In light of this, perhaps some readers will wonder why I am interested enough in the topic of religion to write this blog. There are several reasons:

First, religion is a fascinating concept. It addresses the questions of where we come from, where we are going, and how we should lead our lives here and now. I believe the answers that religions provide are almost always dead wrong, but they are interesting nonetheless.

Second, religion is the principal virus of irrationality in our world, affecting the majority of people around the globe and in my own country. This irrationality often leads to poor decisions, injustice and misery and I hope that writing against it will contribute, even if in only small way, to a better world.

Third, religion made my life absolutely miserable for several years before my deconversion. It was primarily through internet resources that I was able to break free from my old beliefs and I hope that other doubters will benefit from my own thoughts.

Fourth, religion still affects my life sometimes, especially in the area of dating. Many people refuse, or are at least reluctant, to date an atheist even if they themselves are otherwise essentially apathetic toward religion.

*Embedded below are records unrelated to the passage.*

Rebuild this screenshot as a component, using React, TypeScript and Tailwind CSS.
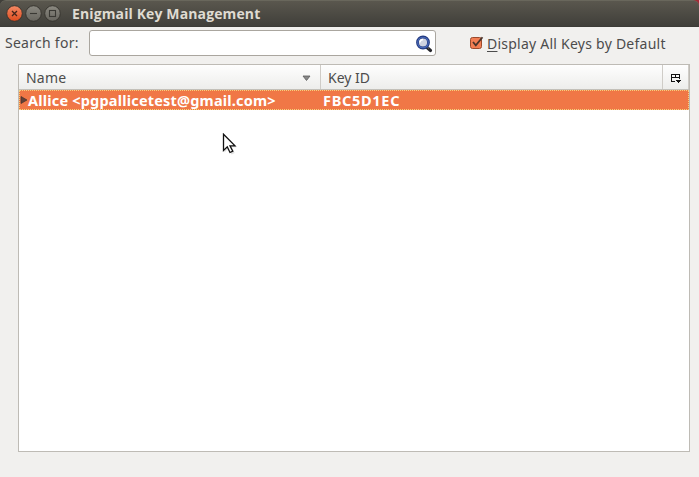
import React from "react";

function WindowButton({ kind }: { kind: "close" | "minimize" | "maximize" }) {
  const close = kind === "close";
  return (
    <svg width="17" height="17" viewBox="0 0 17 17" className="block">
      <defs>
        <linearGradient id={kind} x1="0" y1="0" x2="0" y2="1">
          <stop offset="0" stopColor={close ? "#f58a65" : "#8b8981"} />
          <stop offset="1" stopColor={close ? "#de4c1e" : "#67655e"} />
        </linearGradient>
      </defs>
      <circle cx="8.5" cy="8.5" r="7.8" fill={`url(#${kind})`} stroke="#34322d" strokeWidth="0.9" />
      {close && <path d="M6 6l5 5M11 6l-5 5" stroke="#45251a" strokeWidth="1.3" />}
      {kind === "minimize" && <path d="M5 8.5h7" stroke="#3a3934" strokeWidth="1.1" />}
      {kind === "maximize" && <rect x="5.5" y="5.5" width="6" height="6" fill="none" stroke="#3a3934" strokeWidth="1.1" />}
    </svg>
  );
}

function SearchIcon() {
  return (
    <svg width="18" height="18" viewBox="0 0 18 18" className="block">
      <path d="M11.5 12l4 3.5" stroke="#25252a" strokeWidth="3.2" strokeLinecap="round" />
      <path d="M12.3 12l1.2 1" stroke="#c9c9bb" strokeWidth="1" />
      <circle cx="8" cy="7.5" r="5.5" fill="#cfd3e0" stroke="#243a80" strokeWidth="2.8" />
      <circle cx="8" cy="7.5" r="5.3" fill="none" stroke="#496bb9" strokeWidth="1.1" />
      <path d="M4.9 7.6A3.2 3.2 0 0 1 8 4.5" stroke="#fff" strokeWidth="1.5" fill="none" />
    </svg>
  );
}

export default function App() {
  return (
    <div className="relative flex h-[477px] w-[699px] flex-col overflow-hidden bg-[#f1f0ee] font-['Noto_Sans',sans-serif] text-[14px] leading-5 text-[#4c4c4c]">
      <header className="flex h-[27px] shrink-0 items-center bg-linear-to-r from-[#403f3a] from-50% to-[#a02b36] to-50%">
        <div className="flex h-full w-full items-center rounded-t-[6px] border-t border-[#69675c] border-b border-b-[#3c3b37] bg-linear-to-b from-[#5a574e] to-[#403f3a] pl-[6px]">
          <div className="flex gap-[2px]">
            <WindowButton kind="close" />
            <WindowButton kind="minimize" />
            <WindowButton kind="maximize" />
          </div>
          <h1 className="ml-[11px] whitespace-nowrap font-['Open_Sans',sans-serif] text-[14px] font-bold tracking-[0.12px] text-[#dfdbd2]">Enigmail Key Management</h1>
        </div>
      </header>
      <div className="flex h-[37px] shrink-0 pt-[3px]">
        <label className="ml-[5px] mt-[3px] w-[84px] whitespace-nowrap tracking-[0.27px]">Search for:</label>
        <div className="flex h-[26px] w-[347px] items-start justify-end rounded-[3px] border border-[#aaa69f] bg-white pr-[2px] pt-[4px]">
          <SearchIcon />
        </div>
        <div className="ml-[34px] flex h-[26px] items-center">
          <svg width="15" height="15" viewBox="0 0 15 15" className="mr-[2px] block">
            <rect x="0.5" y="1.5" width="11" height="11" rx="2" fill="#f27e53" stroke="#9b4a2c" />
            <path d="M3 6L5.8 9.3L12.5 1.2" fill="none" stroke="#49342b" strokeWidth="1.8" />
          </svg>
          <span className="mt-[2px] whitespace-nowrap tracking-[0.24px]"><span className="underline underline-offset-[2px]">D</span>isplay All Keys by Default</span>
        </div>
      </div>
      <main className="ml-[18px] flex h-[388px] w-[672px] shrink-0 flex-col border border-[#bebbb5] bg-white">
        <div className="flex h-[25px] shrink-0 border-b border-[#c3c0b9] bg-linear-to-b from-[#fefefe] to-[#ededeb]">
          <div className="flex w-[302px] items-center justify-between border-r border-[#cfccc7] pl-[7px] pr-[9px]">
            <span className="pt-[2px] tracking-[0.2px]">Name</span>
            <svg width="9" height="7" viewBox="0 0 9 7" className="mt-[2px]"><path d="M1 1h7L4.5 5.5z" fill="#888" stroke="#5c5c5c" strokeWidth=".8" /></svg>
          </div>
          <div className="flex w-[342px] items-center border-r border-[#cfccc7] pl-[7px]"><span className="pt-[2px]">Key ID</span></div>
          <div className="flex w-[26px] items-center justify-center border-r border-[#cfccc7] pt-[2px]">
            <svg width="10" height="9" viewBox="0 0 10 9" shapeRendering="crispEdges" fill="#111">
              <path d="M0 0h9v1H0zM0 1h1v7H0zM4 1h1v3H4zM8 1h1v4H8zM0 3h9v1H0zM0 7h4v1H0z" />
              <path d="M5 6h5v1H9v1H8v1H7V8H6V7H5z" />
            </svg>
          </div>
        </div>
        <div className="flex h-[20px] shrink-0 items-center border border-dotted border-[#f5d27c] bg-[#f07746] text-[14.5px] font-bold text-white">
          <svg width="8" height="8" viewBox="0 0 8 8" className="block shrink-0"><path d="M1 .5v7L7 4z" fill="#644037" stroke="#46342f" strokeWidth=".7" /></svg>
          <span className="w-[295px] whitespace-nowrap tracking-[0.19px]">Allice &lt;pgpallicetest@gmail.com&gt;</span>
          <span className="tracking-[0.7px]">FBC5D1EC</span>
        </div>
      </main>
      <svg width="15" height="23" viewBox="0 0 15 23" className="absolute left-[222px] top-[133px]">
        <path d="M2.5 2.5v17l4-4 3 6 3.2-1.6-3-5.6h5z" fill="#999" opacity=".3" />
        <path d="M1.5 1.2v16.3l3.8-3.6 2.7 5.6 2.8-1.3-2.8-5.3h5z" fill="#fff" stroke="#111" strokeWidth="1.3" />
      </svg>
    </div>
  );
}
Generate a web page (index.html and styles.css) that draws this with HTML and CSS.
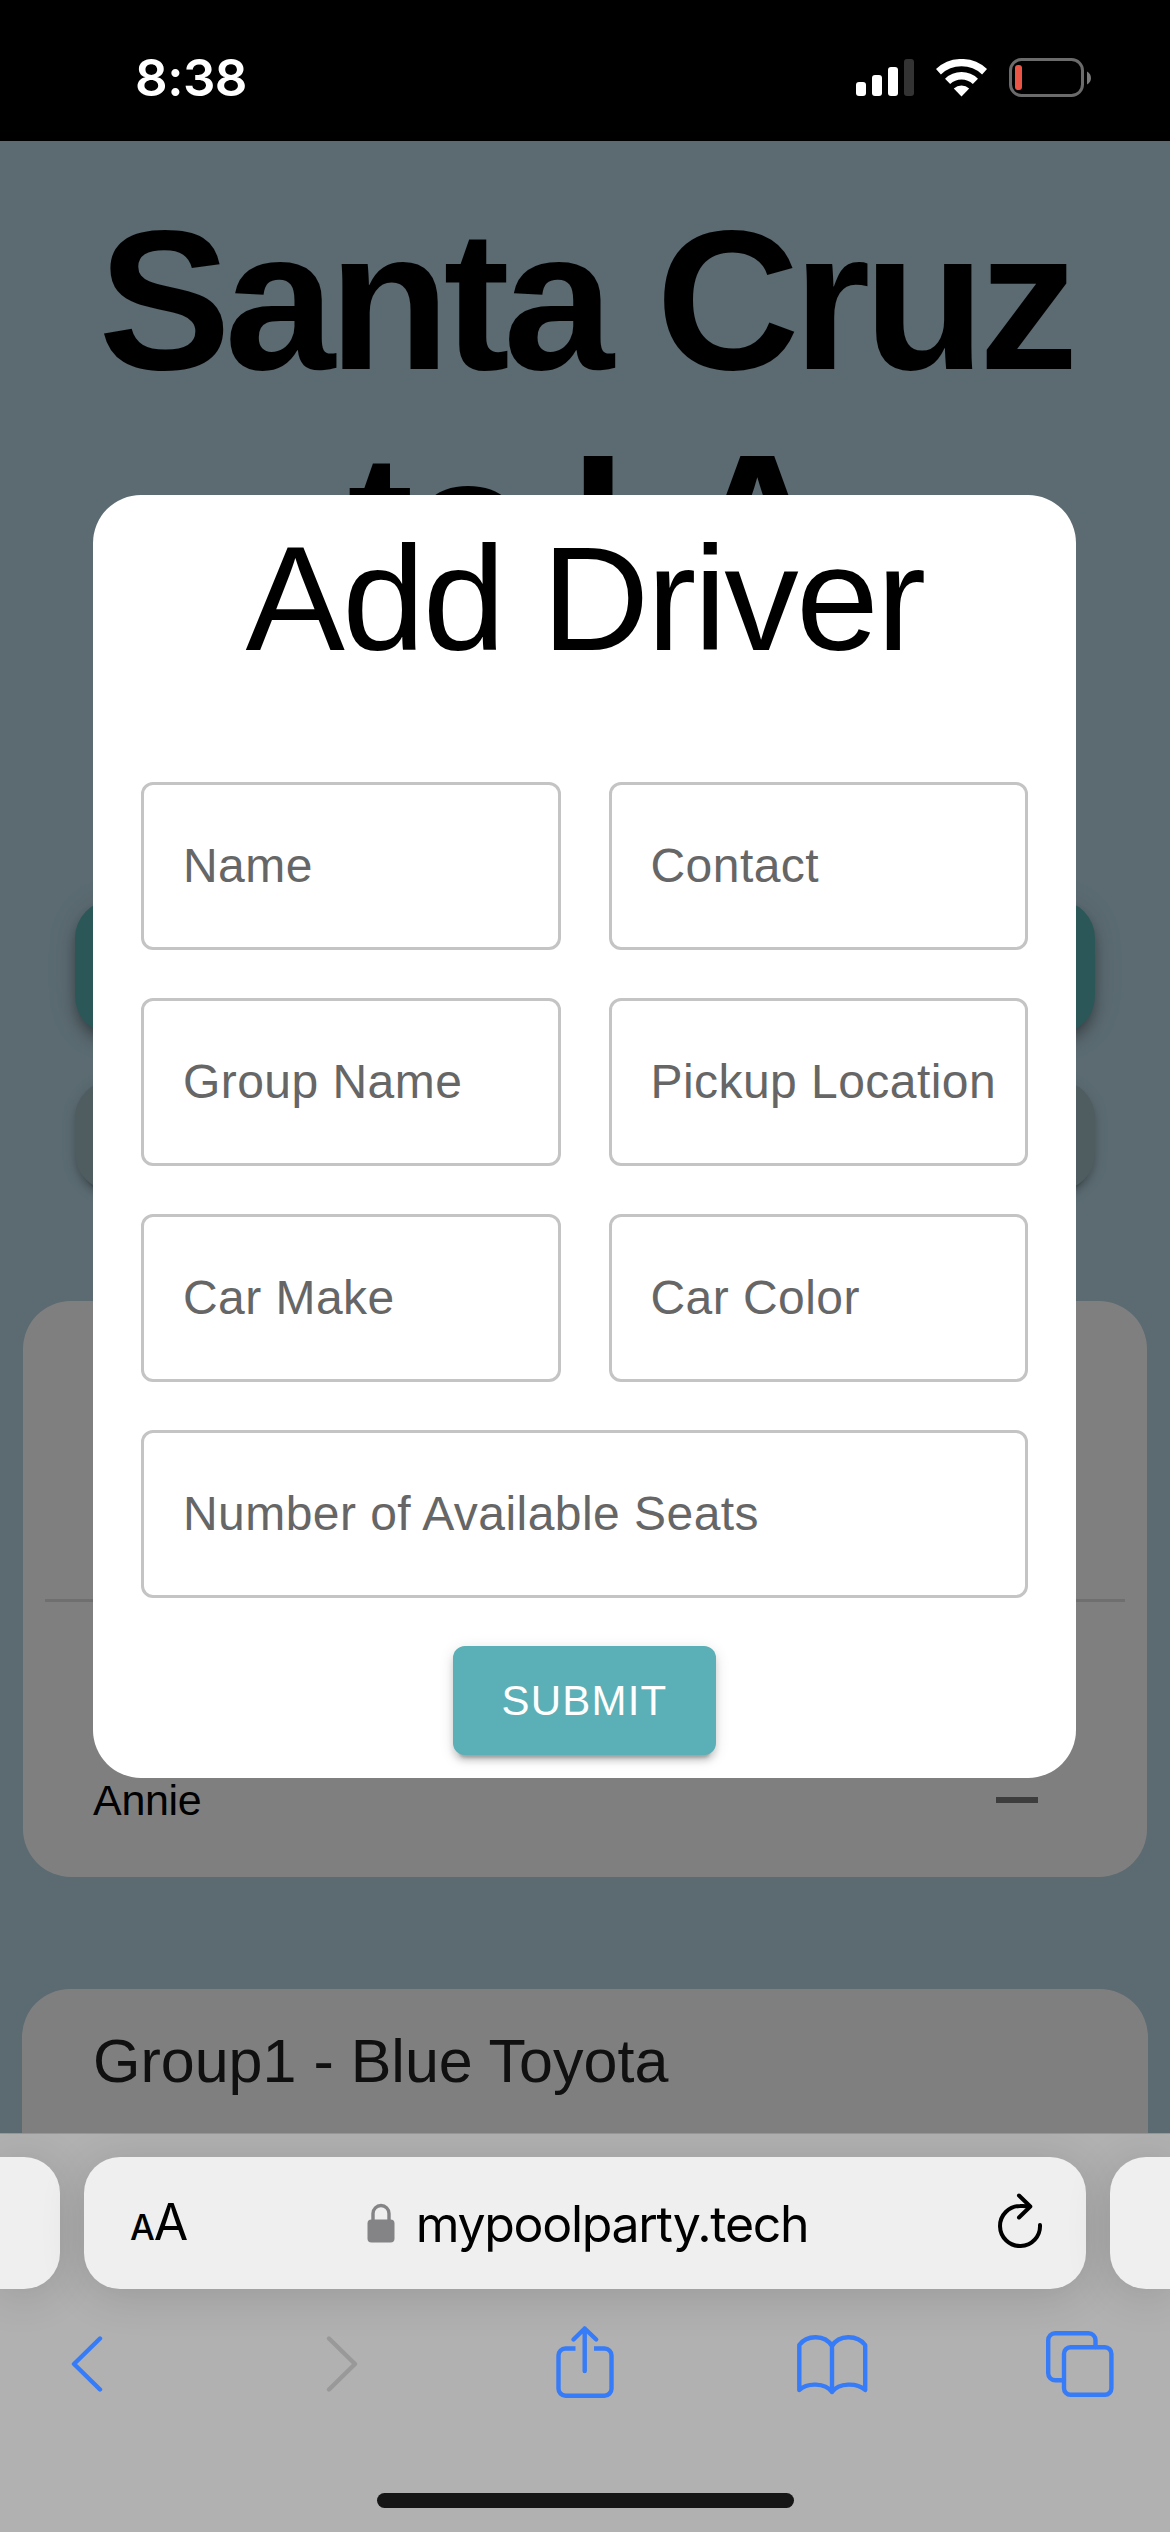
FILE: index.html
```
<!DOCTYPE html>
<html lang="en">
<head>
<meta charset="utf-8">
<title>Pool Party</title>
<link rel="stylesheet" href="styles.css">
</head>
<body>
<div class="phone">
  <header class="status">
    <span class="clock">8:38</span>
    <div class="indicators">
      <svg class="signal" width="58" height="37" viewBox="0 0 58 37" fill="#fff">
        <rect x="0" y="23" width="10" height="14" rx="3"/>
        <rect x="16" y="16" width="10" height="21" rx="3"/>
        <rect x="32" y="8" width="10" height="29" rx="3"/>
        <rect x="48" y="0" width="10" height="37" rx="3" fill="#333"/>
      </svg>
      <svg class="wifi" width="51" height="38" viewBox="0 0 51 38">
        <path d="M2.4 13.2a34 34 0 0 1 46.2 0" fill="none" stroke="#fff" stroke-width="7.4" transform="translate(0 -.5)"/>
        <path d="M11.6 22.4a20 20 0 0 1 27.8 0" fill="none" stroke="#fff" stroke-width="7.4"/>
        <path d="M17.8 29.5a11.5 11.5 0 0 1 15.4 0L25.5 37.5z" fill="#fff"/>
      </svg>
      <svg class="battery" width="83" height="40" viewBox="0 0 83 40">
        <rect x="1.5" y="1.5" width="72" height="36" rx="11" fill="none" stroke="#6b6b6b" stroke-width="3"/>
        <rect x="6" y="7" width="7" height="25" rx="3" fill="#eb5545"/>
        <path d="M78 13.5c5.300 2.500 5.300 10.500 0 13z" fill="#7a7a7a"/>
      </svg>
    </div>
  </header>

  <main class="page">
    <h1 class="trip">Santa Cruz<br>to LA</h1>
    <div class="actions">
      <div class="action action-main"></div>
      <div class="action action-muted"></div>
    </div>
    <section class="card card-first">
      <div class="card-head"></div>
      <div class="person"><span>Annie</span><i class="minus"></i></div>
    </section>
    <section class="card card-second">
      <h2 class="group">Group1 - Blue Toyota</h2>
    </section>
    <div class="backdrop">
      <form class="modal">
        <h2 class="modal-title">Add Driver</h2>
        <div class="fields">
          <label class="field">Name</label>
          <label class="field">Contact</label>
          <label class="field">Group Name</label>
          <label class="field">Pickup Location</label>
          <label class="field">Car Make</label>
          <label class="field">Car Color</label>
          <label class="field wide">Number of Available Seats</label>
        </div>
        <button class="submit" type="button">SUBMIT</button>
      </form>
    </div>
  </main>

  <footer class="browser">
    <div class="tabs">
      <div class="tab tab-prev"></div>
      <div class="tab tab-current">
        <span class="text-size"><small>A</small>A</span>
        <span class="address">
          <svg width="28" height="40" viewBox="0 0 28 40">
            <path d="M6 18V10.500a8 8 0 0 1 16 0V18" fill="none" stroke="#848486" stroke-width="3.400"/>
            <rect x=".5" y="16.500" width="27" height="23" rx="4" fill="#848486"/>
          </svg>
          <span class="host">mypoolparty.tech</span>
        </span>
        <svg class="reload" width="46" height="56" viewBox="0 0 46 56" fill="none" stroke="#000" stroke-width="4" stroke-linecap="round" stroke-linejoin="round">
          <path d="M43 32A20 20 0 1 1 23 13Q28 12.700 32.500 13.500"/>
          <path d="M22 2.500L33.300 13.500 22 24.500"/>
        </svg>
      </div>
      <div class="tab tab-next"></div>
    </div>
    <nav class="tools">
      <svg class="back" width="32" height="76" viewBox="0 0 32 76"><path d="M29 13.500L3 39 29 64.500"/></svg>
      <svg class="forward" width="32" height="76" viewBox="0 0 32 76"><path d="M3 13.500L29 39 3 64.500"/></svg>
      <svg class="share" width="58" height="76" viewBox="0 0 58 76">
        <path class="box" d="M19.500 23.500H9.500a7 7 0 0 0-7 7V63.700a7 7 0 0 0 7 7H48.500a7 7 0 0 0 7-7V30.500a7 7 0 0 0-7-7H38"/>
        <path d="M28.700 46V3.500M17.500 14.500L28.700 3.500 40.200 14.500"/>
      </svg>
      <svg class="book" width="72" height="76" viewBox="0 0 72 76">
        <path d="M36 67V21C29 9.500 11 9.500 3.300 20V65C11 57.500 29 57.500 36 67C43 57.500 61 57.500 69.200 65V20C61 9.500 43 9.500 36 21"/>
      </svg>
      <svg class="pages" width="68" height="76" viewBox="0 0 68 76">
        <rect x="18" y="22.200" width="47.400" height="47.600" rx="6.500"/>
        <path d="M18 55.300H9.200a7 7 0 0 1-7-7V15.200a7 7 0 0 1 7-7H42.500a7 7 0 0 1 7 7V22"/>
      </svg>
    </nav>
    <div class="home-bar"></div>
  </footer>
</div>
</body>
</html>
```

FILE: styles.css
```
* { box-sizing: border-box; }

body {
  margin: 0;
  background: #000;
  font-family: "Liberation Sans", Arial, sans-serif;
}

.phone {
  display: flex;
  flex-direction: column;
  width: 1170px;
  height: 2532px;
  overflow: hidden;
}

/* status bar */
.status {
  display: flex;
  justify-content: space-between;
  flex: none;
  height: 141px;
  padding: 58px 78px 0 135px;
  background: #000;
  color: #fff;
}

.clock {
  font: 600 51px/40px Inter, sans-serif;
  letter-spacing: -.5px;
}

.indicators { display: flex; align-items: flex-start; }
.signal { margin-top: 1px; }
.wifi { margin: 1px 22px 0; }

/* trip page */
.page {
  position: relative;
  flex: none;
  height: 1992px;
  overflow: hidden;
  background: #b6d6e3;
}

.trip {
  margin: 0;
  padding-top: 47px;
  font-size: 199px;
  line-height: 224px;
  letter-spacing: -6.6px;
  text-align: center;
  white-space: nowrap;
}

.actions {
  display: flex;
  flex-direction: column;
  gap: 46px;
  margin: 264px 75px 0;
}

.action {
  height: 111px;
  border-radius: 38px;
  background: #9eb9c1;
  box-shadow: 0 9px 3px -6px rgba(0, 0, 0, .2), 0 6px 6px rgba(0, 0, 0, .14), 0 3px 15px rgba(0, 0, 0, .12);
}

.action-main {
  height: 134px;
  background: #57afb3;
  box-shadow: 0 6px 12px -3px rgba(0, 0, 0, .3), 0 12px 15px rgba(0, 0, 0, .14), 0 3px 30px rgba(0, 0, 0, .12);
}

.card { background: #fff; border-radius: 48px; }

.card-first {
  height: 576px;
  margin: 110px 23px 0;
  padding: 0 22px;
}

.card-head {
  height: 301px;
  border-bottom: 3px solid #dfdfdf;
}

.person {
  display: flex;
  justify-content: space-between;
  align-items: center;
  margin-top: 168px;
  padding: 0 87px 0 48px;
  font-size: 43px;
  line-height: 60px;
  letter-spacing: -.3px;
}

.minus { width: 42px; height: 6px; background: #7b7b7b; }

.card-second {
  height: 300px;
  margin: 112px 22px 0;
  padding: 36px 71px;
}

.group {
  margin: 0;
  color: #212121;
  font-size: 61px;
  font-weight: 400;
  line-height: 72px;
}

/* dialog */
.backdrop {
  position: absolute;
  inset: 0;
  padding: 354px 94px 0 93px;
  background: rgba(0, 0, 0, .5);
}

.modal {
  display: flex;
  flex-direction: column;
  align-items: center;
  height: 1283px;
  padding: 0 48px;
  border-radius: 48px;
  background: #fff;
}

.modal-title {
  margin: 20px 0 0;
  font-size: 149px;
  font-weight: 400;
  line-height: 168px;
  letter-spacing: -2.6px;
}

.fields {
  display: grid;
  grid-template-columns: 1fr 1fr;
  gap: 48px;
  width: 100%;
  margin-top: 99px;
}

.field {
  height: 168px;
  padding-left: 39px;
  border: 3px solid #c4c4c4;
  border-radius: 12px;
  color: #666;
  font-size: 48px;
  line-height: 162px;
  letter-spacing: .45px;
  white-space: nowrap;
}

.wide { grid-column: span 2; }

.submit {
  width: 263px;
  height: 109px;
  margin-top: 48px;
  padding: 0;
  border: 0;
  border-radius: 12px;
  background: #5bafb6;
  box-shadow: 0 9px 3px -6px rgba(0, 0, 0, .2), 0 6px 6px rgba(0, 0, 0, .14), 0 3px 15px rgba(0, 0, 0, .12);
  color: #fff;
  font: 42px/109px "Liberation Sans", Arial, sans-serif;
  letter-spacing: 1.2px;
}

/* browser chrome */
.browser {
  display: flex;
  flex-direction: column;
  align-items: center;
  flex: none;
  height: 399px;
  border-top: 1px solid #989898;
  background: #b1b1b1;
}

.tabs {
  display: flex;
  justify-content: space-between;
  width: 100%;
  margin-top: 23px;
}

.tab {
  height: 132px;
  background: #efefef;
  box-shadow: 0 6px 45px rgba(0, 0, 0, .14);
}

.tab-prev { width: 60px; border-radius: 0 36px 36px 0; }
.tab-next { width: 60px; border-radius: 36px 0 0 36px; }

.tab-current {
  display: flex;
  justify-content: space-between;
  align-items: center;
  width: 1002px;
  padding: 0 43px 0 46px;
  border-radius: 36px;
}

.text-size {
  width: 60px;
  padding-top: 3px;
  font: 50px/60px Inter, sans-serif;
  letter-spacing: -1px;
  white-space: nowrap;
}

.text-size small { font-size: 35px; font-weight: 500; }

.address { display: flex; align-items: center; gap: 21px; margin-right: 12px; }
.host { padding-top: 2px; font: 50px/60px Inter, sans-serif; letter-spacing: -1.3px; }
.reload { margin-bottom: 4px; }

.tools {
  display: flex;
  width: 100%;
  margin-top: 36px;
}

.tools svg {
  fill: none;
  stroke: #367bf7;
  stroke-width: 4.400;
  stroke-linecap: round;
  stroke-linejoin: round;
}

.tools .back { margin-left: 71px; }
.tools .forward { margin-left: 223px; stroke: #999; }
.tools .share { margin-left: 198px; }
.tools .box { stroke-linecap: butt; }
.tools .book { margin-left: 182px; }
.tools .pages { margin-left: 178px; }

.home-bar {
  width: 417px;
  height: 15px;
  margin-top: 92px;
  border-radius: 8px;
  background: #161616;
}
```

I certainly don't expect my blog to change this situation in even the slightest, but it generates additional antagonism in me toward religion, motivating me to write. Dating is difficult enough without having to worry about irrational beliefs in invisible beings. Religion also still affects my life by affecting politics.

Fifth, religion is a topic that I feel that I understand fairly well and can discuss intelligently at length. It's something of a compromise for me between philosophy, which is too abstract, and politics, which is too concrete, both of which interest me to a certain degree but neither of which I really feel qualified to address. I simply enjoy writing and I have more to say about religion than about any other topic.